Senate health committee chairman has released report, announced bipartisan Senate process to examine challenges of getting cutting-edge treatments, devices and cures to American patients
***
“We have a real opportunity to work together and get a result so that cutting-edge medicine begins reaching patients more quickly, while still preserving this nation’s gold standard for safety and quality …The President has recognized this, Chairman Upton in the House is working on this, and I have spoken with Secretary Burwell about our plans in the Senate health committee to work in a bipartisan way to modernize the way drugs and medical devices are discovered, developed, and reviewed.” – Lamar Alexander
WASHINGTON, D.C., Jan. 30 –Senate health committee Chairman Lamar Alexander (R-Tenn.) announced he will be attending a White House event today to discuss the details of the President’s precision medicine initiative.
Alexander yesterday released a joint report with Sen. Richard Burr (R-N.C.) titled, “Innovation for Healthier Americans,” on the challenges to getting safe treatments, devices and cures to patients more quickly and effectively, examining what is working, and what isn’t, at the Food and Drug Administration and the National Institutes of Health (NIH).
“We have a real opportunity to work together and get a result so that cutting-edge medicine begins reaching patients more quickly, while still preserving this nation’s gold standard for safety and quality,” said Alexander. “The President has recognized this, Chairman Upton in the House is working on this, and I have spoken with Secretary Burwell about our plans in the Senate health committee to work in a bipartisan way to modernize the way drugs and medical devices are discovered, developed, and reviewed. I look forward to hearing the specifics of the President’s proposal and working with him on this critically important issue.”

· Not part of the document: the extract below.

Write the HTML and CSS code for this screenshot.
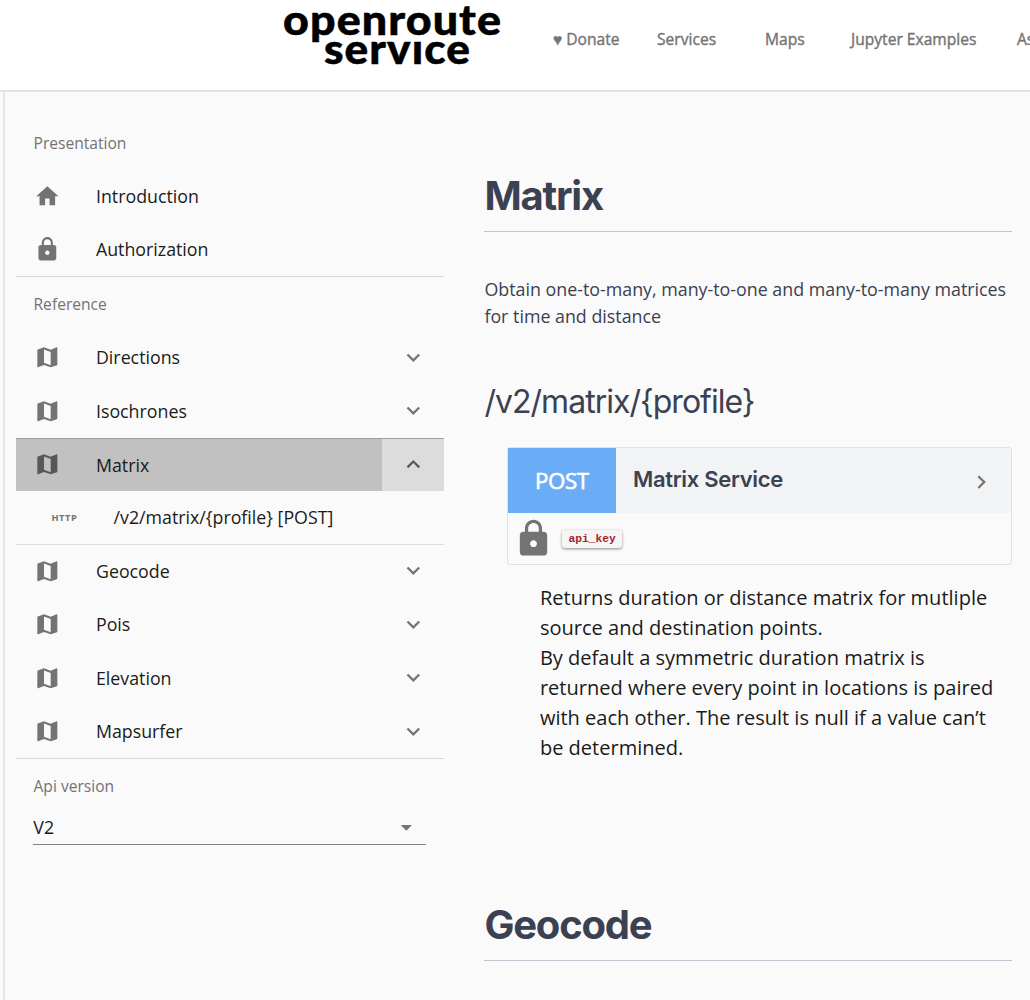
FILE: index.html
```
<!DOCTYPE html>
<html lang="en">
<head>
    <meta charset="UTF-8">
    <meta name="viewport" content="width=device-width, initial-scale=1.0">
    <title>openrouteservice - API reference</title>
    <link rel="stylesheet" href="styles.css">
</head>
<body>
    <!-- shared icons -->
    <svg class="sprite">
        <symbol id="home" viewBox="0 0 24 24"><path d="M10 20v-6h4v6h5v-8h3L12 3 2 12h3v8z"/></symbol>
        <symbol id="lock" viewBox="0 0 24 24"><path d="M18 8h-1V6c0-2.76-2.24-5-5-5S7 3.24 7 6v2H6c-1.1 0-2 .9-2 2v10c0 1.1.9 2 2 2h12c1.1 0 2-.9 2-2V10c0-1.1-.9-2-2-2zm-6 9c-1.1 0-2-.9-2-2s.9-2 2-2 2 .9 2 2-.9 2-2 2zm3.1-9H8.900V6c0-1.710 1.390-3.100 3.100-3.100s3.100 1.390 3.100 3.100v2z"/></symbol>
        <symbol id="map" viewBox="0 0 24 24"><path d="M20.500 3l-.16.030L15 5.100 9 3 3.360 4.900c-.21.070-.36.250-.36.480V20.500c0 .28.220.5.500.5l.16-.03L9 18.900l6 2.100 5.640-1.900c.21-.07.360-.25.360-.48V3.500c0-.28-.22-.5-.5-.5zM15 19l-6-2.110V5l6 2.110V19z"/></symbol>
        <symbol id="down" viewBox="0 0 24 24"><path d="M7.410 7.840L12 12.420l4.590-4.580L18 9.250l-6 6-6-6z"/></symbol>
        <symbol id="up" viewBox="0 0 24 24"><path d="M7.410 15.410L12 10.830l4.590 4.580L18 14l-6-6-6 6z"/></symbol>
        <symbol id="right" viewBox="0 0 24 24"><path d="M8.590 16.340l4.580-4.590-4.580-4.590L10 5.750l6 6-6 6z"/></symbol>
        <symbol id="caret" viewBox="0 0 24 24"><path d="M7 10l5 5 5-5z"/></symbol>
    </svg>

    <header class="header">
        <a class="logo" href="#">
            <svg width="224" height="76" viewBox="0 0 224 76">
                <text x="2" y="35" textLength="219" lengthAdjust="spacingAndGlyphs">openroute</text>
                <text x="43" y="64" textLength="147" lengthAdjust="spacingAndGlyphs">servıce</text>
            </svg>
        </a>
        <nav class="top-nav">
            <a class="donate" href="#">♥ Donate</a>
            <a class="services" href="#">Services</a>
            <a class="maps" href="#">Maps</a>
            <a class="jupyter" href="#">Jupyter Examples</a>
            <a href="#">Ask Us</a>
        </nav>
    </header>

    <div class="layout">
        <aside class="sidebar">
            <div class="group">
                <div class="subheader">Presentation</div>
                <a class="item" href="#"><svg class="icon"><use href="#home"/></svg><span>Introduction</span></a>
                <a class="item" href="#"><svg class="icon"><use href="#lock"/></svg><span>Authorization</span></a>
            </div>

            <div class="group">
                <div class="subheader">Reference</div>
                <a class="item" href="#"><svg class="icon"><use href="#map"/></svg><span>Directions</span><i class="toggle"><svg class="icon"><use href="#down"/></svg></i></a>
                <a class="item" href="#"><svg class="icon"><use href="#map"/></svg><span>Isochrones</span><i class="toggle"><svg class="icon"><use href="#down"/></svg></i></a>
                <a class="item active" href="#"><svg class="icon"><use href="#map"/></svg><span>Matrix</span><i class="toggle"><svg class="icon"><use href="#up"/></svg></i></a>
                <a class="item sub" href="#"><b class="http">HTTP</b><span>/v2/matrix/{profile} [POST]</span></a>
                <a class="item" href="#"><svg class="icon"><use href="#map"/></svg><span>Geocode</span><i class="toggle"><svg class="icon"><use href="#down"/></svg></i></a>
                <a class="item" href="#"><svg class="icon"><use href="#map"/></svg><span>Pois</span><i class="toggle"><svg class="icon"><use href="#down"/></svg></i></a>
                <a class="item" href="#"><svg class="icon"><use href="#map"/></svg><span>Elevation</span><i class="toggle"><svg class="icon"><use href="#down"/></svg></i></a>
                <a class="item" href="#"><svg class="icon"><use href="#map"/></svg><span>Mapsurfer</span><i class="toggle"><svg class="icon"><use href="#down"/></svg></i></a>
            </div>

            <div class="subheader">Api version</div>
            <div class="select">
                <span>V2</span>
                <svg class="icon"><use href="#caret"/></svg>
            </div>
        </aside>

        <main class="content">
            <section class="tag">
                <h1>Matrix</h1>
                <p class="summary">Obtain one-to-many, many-to-one and many-to-many matrices<br>for time and distance</p>
                <h2>/v2/matrix/{profile}</h2>

                <div class="endpoint">
                    <div class="endpoint-head">
                        <span class="method">POST</span>
                        <h3>Matrix Service</h3>
                        <svg class="icon"><use href="#right"/></svg>
                    </div>
                    <div class="endpoint-auth">
                        <svg class="icon-lock"><use href="#lock"/></svg>
                        <code>api_key</code>
                    </div>
                </div>
                <p class="description">Returns duration or distance matrix for mutliple<br>source and destination points.<br>By default a symmetric duration matrix is<br>returned where every point in locations is paired<br>with each other. The result is null if a value can’t<br>be determined.</p>
            </section>

            <section class="tag">
                <h1>Geocode</h1>
            </section>
        </main>
    </div>
</body>
</html>
```
FILE: styles.css
```
* {
    margin: 0;
    padding: 0;
    box-sizing: border-box;
}

body {
    height: 1000px;
    overflow: hidden;
    background: #fafafa;
    color: #1a1a1a;
    font-family: "Open Sans", "Noto Sans", sans-serif;
}

a {
    color: inherit;
    text-decoration: none;
}

.sprite {
    display: none;
}

.icon {
    width: 26.7px;
    height: 26.7px;
    fill: #737373;
    flex-shrink: 0;
}

/* header */
.header {
    display: flex;
    height: 92px;
    padding-left: 281px;
    background: #fff;
    border-bottom: 2px solid #e2e2e2;
}

.logo {
    width: 272px;
    flex-shrink: 0;
}

.logo svg {
    overflow: visible;
}

.logo text {
    font-family: Lato, sans-serif;
    font-size: 41px;
    font-weight: 900;
    letter-spacing: 1px;
    stroke: #000;
    stroke-width: 0.5px;
}

.top-nav {
    display: flex;
    padding-top: 28px;
    font-size: 15.6px;
    line-height: 22px;
    color: #757575;
    white-space: nowrap;
    -webkit-text-stroke: 0.4px #757575;
}

.donate {
    width: 104px;
}

.services {
    width: 108px;
}

.maps {
    width: 86px;
}

.jupyter {
    width: 166px;
}

.layout {
    display: flex;
    height: 908px;
    margin-left: 3px;
    border-left: 2px solid #e6e6e6;
}

/* sidebar */
.sidebar {
    width: 439px;
    padding: 24px 0 0 11px;
    flex-shrink: 0;
}

.group {
    border-bottom: 1px solid #d9d9d9;
}

.subheader {
    height: 53.45px;
    padding-left: 17.5px;
    line-height: 55px;
    font-size: 15.6px;
    color: #737373;
}

.item {
    display: flex;
    align-items: center;
    height: 53.45px;
    padding-left: 17.6px;
    font-size: 17.8px;
}

.item span {
    flex: 1;
    margin: -0.4px 0 0 35.7px;
}

.toggle {
    display: flex;
    align-items: center;
    justify-content: center;
    width: 62px;
    height: 100%;
    padding-top: 1px;
}

.active {
    background: #c1c1c1;
    border-top: 1px solid #a0a0a0;
}

.active > .icon {
    margin-top: -1px;
}

.active .toggle {
    padding: 0 0 1px;
    background: #dcdcdc;
}

.active .icon {
    fill: #585858;
}

.sub {
    padding-left: 35.5px;
    border-bottom: 1px solid #dedede;
}

.sub span {
    margin-left: 35px;
}

.http {
    width: 27px;
    font-size: 9.3px;
    letter-spacing: 0.5px;
    color: #737373;
}

.select {
    display: flex;
    align-items: center;
    justify-content: space-between;
    width: 393px;
    height: 32px;
    margin-left: 17.3px;
    padding: 0 7px 2px 0;
    border-bottom: 1px solid #858585;
    font-size: 17.8px;
}

/* content */
.content {
    width: 528px;
    margin-left: 40.4px;
    color: #3b4151;
}

h1,
h2,
h3 {
    font-family: Inter, sans-serif;
}

h1 {
    height: 140px;
    padding-top: 80px;
    border-bottom: 1px solid #c3c6d2;
    font-size: 40px;
    font-weight: 700;
    line-height: 48px;
    letter-spacing: -1.2px;
}

.summary {
    margin-top: 44px;
    font-size: 17.84px;
    line-height: 26.7px;
    white-space: nowrap;
}

h2 {
    margin-top: 52px;
    font-size: 32px;
    font-weight: 400;
    line-height: 42px;
    letter-spacing: -0.97px;
}

.endpoint {
    width: 505px;
    margin: 23.6px 0 0 22.5px;
    border: 1px solid #dfe1e5;
    border-radius: 3px;
}

.endpoint-head {
    display: flex;
    align-items: center;
    height: 65.4px;
    padding-right: 16px;
    background: #f2f3f5;
}

.endpoint-head .icon {
    margin-top: 4px;
}

.method {
    width: 108px;
    background: #6bacf7;
    color: #fff;
    font-size: 22.3px;
    line-height: 65.4px;
    text-align: center;
    letter-spacing: -0.4px;
    -webkit-text-stroke: 0.6px #fff;
}

h3 {
    flex: 1;
    margin: 0 0 3px 17px;
    font-size: 22px;
    font-weight: 600;
    letter-spacing: -0.3px;
}

.endpoint-auth {
    display: flex;
    align-items: center;
    height: 51px;
    padding-left: 5px;
}

.icon-lock {
    width: 41px;
    height: 41px;
    fill: #737373;
}

code {
    margin-left: 8.5px;
    padding: 0 6px;
    border-radius: 3px;
    background: #f5f5f5;
    box-shadow: 0 1px 3px rgba(0, 0, 0, 0.45);
    color: #a3262f;
    font: bold 11.3px/18px "Courier New", "Liberation Mono", monospace;
}

.description {
    margin: 17.5px 0 0 55.5px;
    font-size: 20.04px;
    line-height: 30px;
    color: #1a1a1a;
    white-space: nowrap;
}

.tag + .tag {
    margin-top: 58.5px;
}
```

Alexander and Burr are soliciting feedback on their report as Alexander and Ranking Member Patty Murray (D-Wash.) begin a major initiative in the Senate health committee —including a bipartisan working group and a series of hearings—to examine the time and cost currently involved with the drug and medical device discovery and development process, and how to better align public policies to support medical innovation. This effort is parallel and complementary to “21st Century Cures,” the House effort led by Chairman Upton.

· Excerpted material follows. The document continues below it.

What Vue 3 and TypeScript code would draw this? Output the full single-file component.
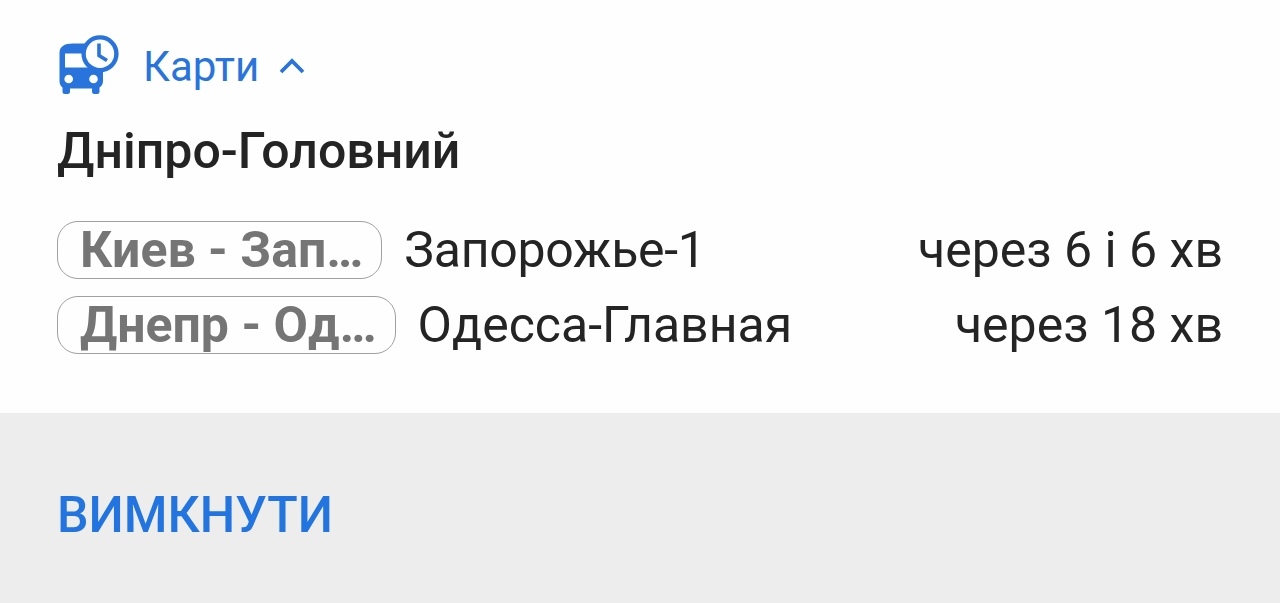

Dr. Francis Collins, Director of NIH, wrote in the 2013 NIH Director’s Report that, “Drugs exist for only about 250 of the more than 4,400 conditions with defined molecular causes. And it takes far too long and far too much money to get a new drug into our medicine cabinets. This is an old problem that cries out for new and creative solutions.” Since then, the number of conditions with defined molecular causes has increased to 5,389, yet the number of new drugs approved has not kept pace with these discoveries.